The Manual says: “The scope and range of Customs Commercial Fraud is extremely dynamic in character being predicated upon factors such as policy provisions, tariffs, incentives and special and concessional duty regimes. In India‘s earlier high tariff regime under-invoicing and mis-declaration of imported goods accounted for a major percentage of duty evasion related violations. With the rationalization and reduction of tariffs, the incentive to mis-declare description in order to misclassify goods has declined substantially. However, mis-declaration of description, often in conjunction with mis-declaration of country of origin, is still resorted to evade levies such as anti-dumping duties. There has also been no let-up in the under valuation of goods to evade duty.”
It continues: “While the evasion of import duties remain an area of concern, export related frauds have, in a sense, come to occupy centre stage in recent years. The obvious motive is to corner ineligible export benefits through a variety of modus operandi. These range from the creation of entirely fictitious transactions to the misdeclaration of value, quantity, specifications, destinations, etc. Running parallel to these are large-scale hawala transfers. Frauds of this nature consequently involve the convergence of customs offences and exchange control violations and also constitute a potential for large-scale money laundering.”
Other types of commercial frauds that are gathering momentum are misdeclaration of country of origin/value addition of goods under preferential and free trade agreements (PTAs and FTAs) to evade anti-dumping and safeguard duties.
The Manual says: “The Indo-Sri Lanka Free Trade Agreement has been misused on a significant scale with regard particularly to imports of copper ingots and products, cloves and areca nuts, while anti-dumping duties on certain imports from China have been attempted to be evaded by misdeclaring the description of the goods or the country of origin.”
Indian industry sources say that such frauds would multiply fast with UPA rushing to sign FTAs or PTAs with different countries and regional trading blocks to make up for its diplomacy failures.
Apart from misuse of PTAs and FTAs, the other commercial frauds include undervaluation, misdeclaration of either quantity of traded goods and/or the nomenclature/classification of the goods, misuse of duty drawback scheme, misuse of export promotion capital goods scheme, misuse of export-oriented units (EOUs) and special economic zone schemes.
The Manual points out that duty concessions under the EOU scheme provide scope for misuse, apart from defaults in fulfillment of export obligations.

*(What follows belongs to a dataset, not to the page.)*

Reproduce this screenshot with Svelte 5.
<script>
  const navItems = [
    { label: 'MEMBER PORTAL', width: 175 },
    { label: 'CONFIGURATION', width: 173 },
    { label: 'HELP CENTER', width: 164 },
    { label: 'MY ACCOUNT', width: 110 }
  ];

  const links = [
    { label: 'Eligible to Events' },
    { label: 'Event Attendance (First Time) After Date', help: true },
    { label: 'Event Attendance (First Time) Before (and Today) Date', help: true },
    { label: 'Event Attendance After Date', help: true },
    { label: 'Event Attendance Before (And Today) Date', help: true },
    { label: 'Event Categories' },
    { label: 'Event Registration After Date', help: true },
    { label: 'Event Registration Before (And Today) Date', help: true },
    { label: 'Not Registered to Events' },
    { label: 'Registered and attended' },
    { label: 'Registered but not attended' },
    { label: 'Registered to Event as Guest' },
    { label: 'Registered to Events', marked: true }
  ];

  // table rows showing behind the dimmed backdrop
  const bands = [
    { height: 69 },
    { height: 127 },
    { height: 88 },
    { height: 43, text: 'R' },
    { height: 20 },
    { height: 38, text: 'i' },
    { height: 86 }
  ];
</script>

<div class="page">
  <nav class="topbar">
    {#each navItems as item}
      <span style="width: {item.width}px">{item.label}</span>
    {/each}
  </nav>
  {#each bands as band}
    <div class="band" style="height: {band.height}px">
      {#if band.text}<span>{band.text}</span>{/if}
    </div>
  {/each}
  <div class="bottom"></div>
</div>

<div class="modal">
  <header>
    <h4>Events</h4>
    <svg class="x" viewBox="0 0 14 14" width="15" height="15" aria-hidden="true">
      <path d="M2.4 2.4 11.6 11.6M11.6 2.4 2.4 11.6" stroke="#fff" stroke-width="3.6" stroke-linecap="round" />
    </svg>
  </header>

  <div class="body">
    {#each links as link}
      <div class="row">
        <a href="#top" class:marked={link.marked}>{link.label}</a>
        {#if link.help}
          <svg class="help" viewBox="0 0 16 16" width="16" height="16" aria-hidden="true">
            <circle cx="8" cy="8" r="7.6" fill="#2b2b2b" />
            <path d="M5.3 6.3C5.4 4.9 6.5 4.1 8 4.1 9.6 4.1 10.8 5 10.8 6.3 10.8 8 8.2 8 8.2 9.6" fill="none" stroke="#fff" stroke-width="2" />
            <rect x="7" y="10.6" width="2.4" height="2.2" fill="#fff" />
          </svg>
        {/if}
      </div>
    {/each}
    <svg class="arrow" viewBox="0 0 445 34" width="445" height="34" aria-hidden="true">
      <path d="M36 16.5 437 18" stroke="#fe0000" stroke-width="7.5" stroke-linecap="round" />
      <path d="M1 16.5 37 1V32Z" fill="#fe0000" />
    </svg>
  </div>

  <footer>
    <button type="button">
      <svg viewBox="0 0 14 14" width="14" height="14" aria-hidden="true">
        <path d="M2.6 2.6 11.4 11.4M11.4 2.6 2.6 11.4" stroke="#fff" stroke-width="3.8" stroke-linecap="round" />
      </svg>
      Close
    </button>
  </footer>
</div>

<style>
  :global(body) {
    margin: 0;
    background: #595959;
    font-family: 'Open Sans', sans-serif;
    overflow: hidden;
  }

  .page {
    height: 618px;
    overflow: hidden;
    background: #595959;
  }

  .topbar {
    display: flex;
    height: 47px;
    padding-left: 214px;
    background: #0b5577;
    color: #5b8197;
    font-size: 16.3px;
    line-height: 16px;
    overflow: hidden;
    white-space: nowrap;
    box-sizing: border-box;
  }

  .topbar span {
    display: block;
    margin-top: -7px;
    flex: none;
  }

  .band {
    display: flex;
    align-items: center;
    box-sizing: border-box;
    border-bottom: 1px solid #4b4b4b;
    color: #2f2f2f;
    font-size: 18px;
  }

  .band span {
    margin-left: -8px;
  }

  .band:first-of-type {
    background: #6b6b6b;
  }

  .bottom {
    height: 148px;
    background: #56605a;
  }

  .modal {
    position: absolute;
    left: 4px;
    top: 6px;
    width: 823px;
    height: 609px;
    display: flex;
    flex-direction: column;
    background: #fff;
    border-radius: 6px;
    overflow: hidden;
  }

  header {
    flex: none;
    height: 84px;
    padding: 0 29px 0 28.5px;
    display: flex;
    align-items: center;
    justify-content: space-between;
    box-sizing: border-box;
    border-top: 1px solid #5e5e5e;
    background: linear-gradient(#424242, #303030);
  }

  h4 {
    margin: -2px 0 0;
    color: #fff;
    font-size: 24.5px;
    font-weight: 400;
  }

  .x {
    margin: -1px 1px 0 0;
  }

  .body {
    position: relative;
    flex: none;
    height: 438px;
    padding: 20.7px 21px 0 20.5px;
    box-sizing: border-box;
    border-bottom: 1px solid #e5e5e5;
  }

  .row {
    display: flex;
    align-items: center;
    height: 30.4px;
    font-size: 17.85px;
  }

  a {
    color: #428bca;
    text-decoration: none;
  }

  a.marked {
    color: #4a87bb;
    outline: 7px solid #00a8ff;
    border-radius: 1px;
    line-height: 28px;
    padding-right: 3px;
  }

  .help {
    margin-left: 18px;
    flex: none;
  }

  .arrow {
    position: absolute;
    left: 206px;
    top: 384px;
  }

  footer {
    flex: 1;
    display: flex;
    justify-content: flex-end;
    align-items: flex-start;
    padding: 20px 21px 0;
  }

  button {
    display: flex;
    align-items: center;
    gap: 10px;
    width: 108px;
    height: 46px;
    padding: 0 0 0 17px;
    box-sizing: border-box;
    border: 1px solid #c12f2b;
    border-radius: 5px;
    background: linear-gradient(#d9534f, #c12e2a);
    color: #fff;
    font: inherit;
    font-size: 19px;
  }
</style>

Dubious EOUs divert duty-free raw materials, resort to clandestine sale of their products in domestic market, dispose of duty-free imported machinery, import duty-free raw materials in excess to sell surplus in the domestic market, under-invoice permissible domestic sales to pay lesser duty and mis-declare domestic sales.

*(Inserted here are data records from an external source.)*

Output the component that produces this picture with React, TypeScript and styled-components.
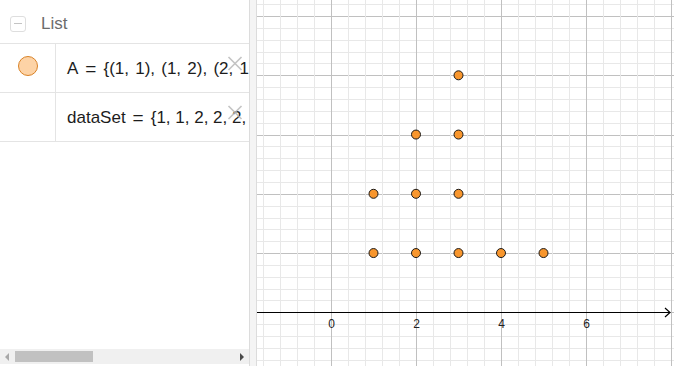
import React from "react";
import styled, { createGlobalStyle } from "styled-components";

const GlobalStyle = createGlobalStyle`
  html, body {
    margin: 0;
    padding: 0;
    background: #ffffff;
    overflow: hidden;
  }
  body {
    font-family: "Liberation Sans", Arial, sans-serif;
  }
`;

// graphics view geometry (local to the svg)
const VIEW_W = 417;
const VIEW_H = 366;
const ORIGIN_X = 74;
const ORIGIN_Y = 312.3;
const X_UNIT = 42.5;
const Y_UNIT = 59.25;

const points: [number, number][] = [
  [1, 1], [1, 2], [2, 1], [2, 2], [2, 3],
  [3, 1], [3, 2], [3, 3], [3, 4], [4, 1], [5, 1],
];

const Frame = styled.div`
  display: flex;
  width: 674px;
  height: 366px;
  overflow: hidden;
`;

const AlgebraPanel = styled.div`
  width: 249px;
  flex: none;
  display: flex;
  flex-direction: column;
  border-right: 1px solid #dcdcdc;
  background: #fff;
`;

const Header = styled.div`
  height: 44px;
  box-sizing: border-box;
  padding: 4px 0 0 10px;
  display: flex;
  align-items: center;
  gap: 15px;
  border-bottom: 1px solid #e4e4e4;
`;

const CollapseBox = styled.div`
  width: 14px;
  height: 14px;
  border: 1px solid #dedede;
  border-radius: 3px;
  display: flex;
  align-items: center;
  justify-content: center;

  &::after {
    content: "";
    width: 8px;
    height: 1.5px;
    background: #c4c4c4;
  }
`;

const HeaderTitle = styled.span`
  font-size: 17px;
  color: #6c6c6c;
`;

const Row = styled.div`
  position: relative;
  height: 48px;
  display: flex;
  border-bottom: 1px solid #e4e4e4;
`;

const MarbleCell = styled.div`
  width: 56px;
  flex: none;
  display: flex;
  justify-content: center;
  padding-top: 12px;
  box-sizing: border-box;
  border-right: 1px solid #e4e4e4;
`;

const Marble = styled.div`
  width: 18px;
  height: 18px;
  border-radius: 50%;
  background: #fdd3a6;
  border: 1px solid #d98227;
`;

const Formula = styled.div<{ $wordGap?: number }>`
  flex: 1;
  min-width: 0;
  display: flex;
  align-items: center;
  padding: 2px 0 0 11px;
  white-space: pre;
  overflow: hidden;
  font-size: 17px;
  word-spacing: ${(p) => p.$wordGap ?? 0}px;
  color: #1c1c1c;
`;

const Eq = styled.span`
  font-size: 19px;
  margin: 0 7px 0 7px;
  word-spacing: 0;
`;

const DeleteButton = styled.svg`
  position: absolute;
  top: 12px;
  right: 6px;
  width: 16px;
  height: 15px;
  opacity: 0.85;
`;

const Filler = styled.div`
  flex: 1;
`;

const HScroll = styled.div`
  height: 15px;
  margin-bottom: 2px;
  background: #f0f0f0;
  display: flex;
  align-items: center;
  padding: 0 5px;
  gap: 6px;
`;

const Arrow = styled.div<{ $dir: "left" | "right"; $color: string }>`
  width: 0;
  height: 0;
  border-top: 4px solid transparent;
  border-bottom: 4px solid transparent;
  ${(p) =>
    p.$dir === "left"
      ? `border-right: 4px solid ${p.$color};`
      : `border-left: 4px solid ${p.$color};`}
`;

const Track = styled.div`
  flex: 1;
  height: 11px;
  display: flex;
`;

const Thumb = styled.div`
  width: 78px;
  height: 11px;
  background: #c1c1c1;
`;

const Splitter = styled.div`
  width: 6px;
  flex: none;
  background: #f4f4f4;
  border-right: 1px solid #dcdcdc;
`;

const Graphics = styled.div`
  flex: 1;
  background: #fff;
  overflow: hidden;
`;

const CloseIcon = () => (
  <DeleteButton viewBox="0 0 16 15">
    <line x1="1.5" y1="1" x2="14.5" y2="14" stroke="#b9b9b9" strokeWidth="1.6" />
    <line x1="14.5" y1="1" x2="1.5" y2="14" stroke="#b9b9b9" strokeWidth="1.6" />
  </DeleteButton>
);

const px = (v: number) => Math.round(v) + 0.5;

const GridView = () => {
  const vLines: React.ReactNode[] = [];
  for (let k = -5; k * 17 + ORIGIN_X <= VIEW_W; k++) {
    const x = ORIGIN_X + k * 17;
    if (x < 0) continue;
    const major = k % 5 === 0;
    vLines.push(
      <line
        key={"v" + k}
        x1={px(x)}
        x2={px(x)}
        y1={0}
        y2={VIEW_H}
        stroke={major ? "#c0c0c0" : "#e8e8e8"}
        strokeWidth={1}
      />
    );
  }
  const hLines: React.ReactNode[] = [];
  for (let k = -30; k <= 5; k++) {
    const y = ORIGIN_Y + k * (Y_UNIT / 5);
    if (y < 0 || y > VIEW_H) continue;
    const major = k % 5 === 0;
    hLines.push(
      <line
        key={"h" + k}
        x1={0}
        x2={VIEW_W}
        y1={px(y)}
        y2={px(y)}
        stroke={major ? "#c0c0c0" : "#e8e8e8"}
        strokeWidth={1}
      />
    );
  }
  const axisY = px(ORIGIN_Y);

  return (
    <svg width={VIEW_W} height={VIEW_H} style={{ display: "block" }}>
      {hLines}
      {vLines}
      <line x1={0} x2={VIEW_W - 4} y1={axisY} y2={axisY} stroke="#000" strokeWidth={1.2} />
      <polyline
        points={`${VIEW_W - 9},${axisY - 4.5} ${VIEW_W - 4},${axisY} ${VIEW_W - 9},${axisY + 4.5}`}
        fill="none"
        stroke="#000"
        strokeWidth={1.2}
      />
      {[0, 2, 4, 6].map((n) => (
        <text
          key={n}
          x={ORIGIN_X + n * X_UNIT + 0.5}
          y={328}
          fontSize={12}
          fontFamily='"Liberation Sans", Arial, sans-serif'
          textAnchor="middle"
          fill="#222"
        >
          {n}
        </text>
      ))}
      {points.map(([a, b]) => (
        <circle
          key={`${a}-${b}`}
          cx={ORIGIN_X + a * X_UNIT}
          cy={ORIGIN_Y - b * Y_UNIT}
          r={4.5}
          fill="#f8962d"
          stroke="#1a1a1a"
          strokeWidth={1}
        />
      ))}
    </svg>
  );
};

export default function App() {
  return (
    <>
      <GlobalStyle />
      <Frame>
        <AlgebraPanel>
          <Header>
            <CollapseBox />
            <HeaderTitle>List</HeaderTitle>
          </Header>
          <Row>
            <MarbleCell>
              <Marble />
            </MarbleCell>
            <Formula $wordGap={1.5}>
              A<Eq>=</Eq>{"{(1, 1), (1, 2), (2, 1), (2, 2), (2, 3), (3, 1), (3, 2), (3, 3), (3, 4), (4, 1), (5, 1)}"}
            </Formula>
            <CloseIcon />
          </Row>
          <Row>
            <MarbleCell />
            <Formula>
              dataSet<Eq>=</Eq>{"{1, 1, 2, 2, 2, 3, 3, 3, 3, 4, 5}"}
            </Formula>
            <CloseIcon />
          </Row>
          <Filler />
          <HScroll>
            <Arrow $dir="left" $color="#a8a8a8" />
            <Track>
              <Thumb />
            </Track>
            <Arrow $dir="right" $color="#4a4a4a" />
          </HScroll>
        </AlgebraPanel>
        <Splitter />
        <Graphics>
          <GridView />
        </Graphics>
      </Frame>
    </>
  );
}
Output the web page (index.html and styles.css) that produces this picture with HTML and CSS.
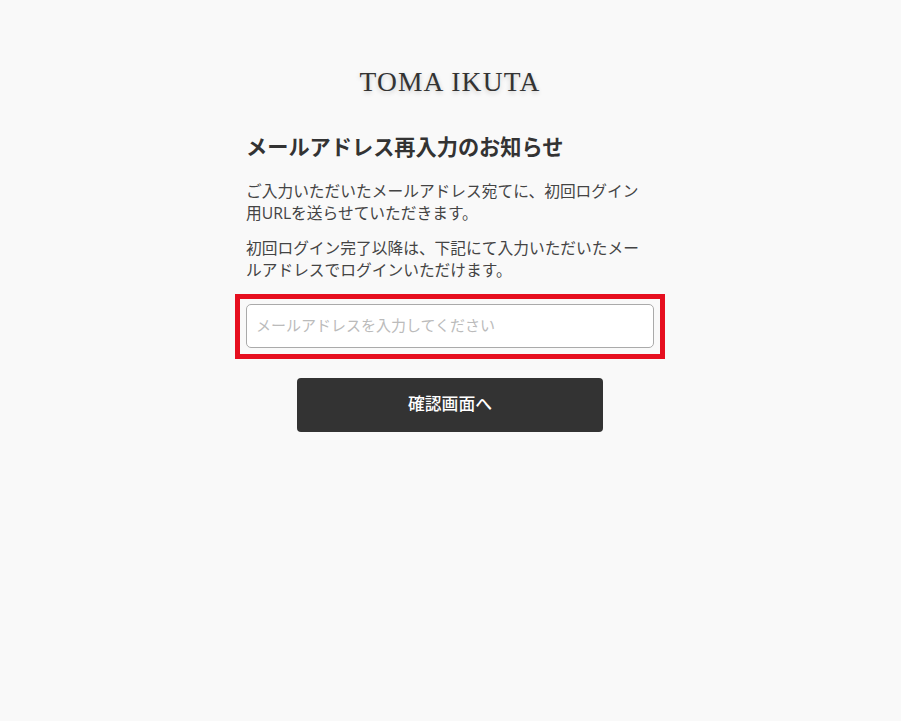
FILE: index.html
```html
<!DOCTYPE html>
<html lang="ja">
<head>
    <meta charset="utf-8">
    <title>メールアドレス再入力のお知らせ</title>
    <link rel="stylesheet" href="styles.css">
</head>
<body>
    <div class="page">
        <div class="logo">TOMA IKUTA</div>
        <h1 class="title">メールアドレス再入力のお知らせ</h1>
        <p class="lead">ご入力いただいたメールアドレス宛てに、初回ログイン用URLを送らせていただきます。</p>
        <p class="lead">初回ログイン完了以降は、下記にて入力いただいたメールアドレスでログインいただけます。</p>
        <div class="mark">
            <input class="mail" type="text" placeholder="メールアドレスを入力してください">
        </div>
        <button class="next" type="button">確認画面へ</button>
    </div>
</body>
</html>
```

FILE: styles.css
```css
*{margin:0;padding:0;box-sizing:border-box;}
html,body{height:100%;}
body{
    padding-right:1px;
    background:#f9f9f9;
    color:#333;
    font-family:"Open Sans","Noto Sans CJK JP",sans-serif;
}
.page{
    display:flex;
    flex-direction:column;
    align-items:center;
    width:408px;
    margin:0 auto;
    padding-top:66px;
}
.logo{
    height:32px;
    font-family:"Liberation Serif",serif;
    font-size:27.5px;
    line-height:32px;
    letter-spacing:1.2px;
    color:#333;
    text-shadow:0 2px 5px rgba(0,0,0,.2);
    white-space:nowrap;
}
.title{
    align-self:stretch;
    margin-top:36px;
    font-size:21.2px;
    line-height:26px;
    font-weight:700;
}
.lead{
    align-self:stretch;
    margin-top:13px;
    color:#444;
    font-size:15.72px;
    line-height:22px;
}
.title + .lead{margin-top:20px;}
.mark{
    flex:none;
    width:430px;
    height:65px;
    margin-top:13px;
    padding:5px 6px;
    border:5px solid #e60f1f;
}
.mail{
    display:block;
    width:100%;
    height:44px;
    padding:0 9px 2px;
    background:#fff;
    border:1px solid #aaa;
    border-radius:5px;
    font-family:inherit;
    font-size:15px;
    color:#333;
}
.mail::placeholder{color:#bbb;opacity:1;}
.next{
    width:306px;
    height:54px;
    margin-top:19px;
    padding-bottom:4px;
    background:#333;
    color:#fff;
    border:0;
    border-radius:4px;
    font-family:inherit;
    font-size:16.8px;
    font-weight:500;
}
```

“There are instances noticed of blatant violation of the EOU scheme,” the Manual says.
The foreign trade has developed into a multi-facet operation spanning many new products, new routes, new destinations and differential tariffs for goods originating from different countries.
This has stretched the resources of CBEC. It has bifurcated its manpower and other resources into two wings—revenue collection and preventive that deals with collection of intelligence and pre-emptive action to prevent violations of the laws.
The pressure on airport customs has also increased due to increase in number of airlines, flights, passengers and cargo.
As for smuggling, DRI has noted that perennial offences such as drug trafficking, currency smuggling, illicit trade of ozone-depleting substances, trade-related money laundering and trading of prohibited goods witness new modus operandi, new routes and new operators. The customs officials have thus come out with new responses to cope with smuggling dynamics.
The security tightening along the Jammu & Kashmir and Punjab borders has led smugglers to operate through the Rajasthan border from across Pakistan.
As regards corporate frauds falling under the domain of Ministry of Corporate Affairs (MCA), UPA is yet to act on crucial recommendations of expert committee on issues concerning Serious Frauds Investigation Office (SFIO). It has incorporated some provisions in the Companies Bill 2009 to effectively prevent and tackle frauds.
Recommendations relating to enacting a special legislation on frauds, strengthening of SFIO including a separate statute for SFIO and setting-up of a high-powered, inter-agency committee for investigation and monitoring of frauds remain unimplemented. The committee submitted its report in April 2009.
MCA has opted for soft options such as “Corporate Governance Voluntary Guidelines” that it unveiled on December 21, 2009.
Instead of affirming its role as strict policy-maker and regulator, MCA last month resorted to unprecedented initiative of celebrating corporate week every year in third week of December.